Obviously htc must have some yet to be revealed game optimisation deals else the api would be useless.

Backs up what I was saying a month or so ago about halti making an appearance sooner than many think.

Also in the same demo.. (fortress fire) it appears to be the same demo as used at CES for s800..but running at what appears to be full speed and fully featured...meaning s600 was shown at CES?..
..that demo had adreno clocked at 450mhz..could be that it was a 320 after all backing up what anand was saying. .or could still be s800?.

Either way s800 is obviously capable of cooking up better graphical treats than fortress fire then if it sails on s600.

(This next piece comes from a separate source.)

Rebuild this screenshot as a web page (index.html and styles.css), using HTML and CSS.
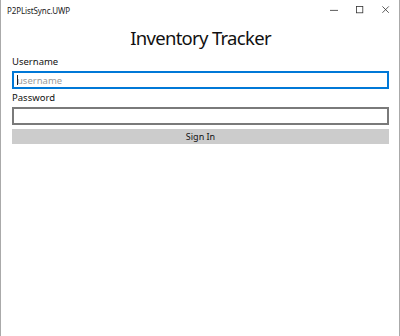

Confusing is the demo guy banging on about geometry shaders being used in halti..I thought halti passed on that feature with it still only being a DX10 feature?? Or does he point to adreno carrying geometry shading on top of halti?

Either hes getting his wires crossed or adreno is more capable than we thought. ..id bet on the former. :)
 
[16.8 fps (GalaxyS4) / 14.2 fps (Nexus4)] * 400MHz = 473MHz.

It's possible that they're all clocked at 400MHz and the difference comes only from the 50% higher memory bandwidth in the S4.

FWIW, the people at xda are reporting that custom kernels can set the Adreno 320 in the HTC One up to 487MHz, from its original 400MHz limit.
 
What about the difference in memory bandwidth? The fact that there actually might be a small revision in the GPU (you never know)? Different drivers?

Legitimate points; counter-point would be that the S600 CPU for the S4 is coincindentially clocked at 1890MHz. When your power budget allows you to increase CPU frequency by N persentage what speaks against a say ~20% frequency increase for the GPU also?

It's possible that they're all clocked at 400MHz and the difference comes only from the 50% higher memory bandwidth in the S4.

FWIW, the people at xda are reporting that custom kernels can set the Adreno 320 in the HTC One up to 487MHz, from its original 400MHz limit.

The 2nd paragraph is a highly interesting tidbit ;)
 
The biggest weakness of GLbenchmark, it doesn't / cannot filter for overclocked GPUs. A lot of the Android results are skewed because of this, at least on iOS we know GPU overclocking isn't a worry:p

If we take Anandtech's freezer run of the Nexus 4, as the best possible result for a stock Nexus 4, as it stops the device being throttled artificially early, due to strangely low thermal limits, you get 30 FPS in Egypt HD offscreen. The HTC one scores 34 FPS on the same test, even after multiple runs its score is stable, so we know they fixed their early thermal throttling issue.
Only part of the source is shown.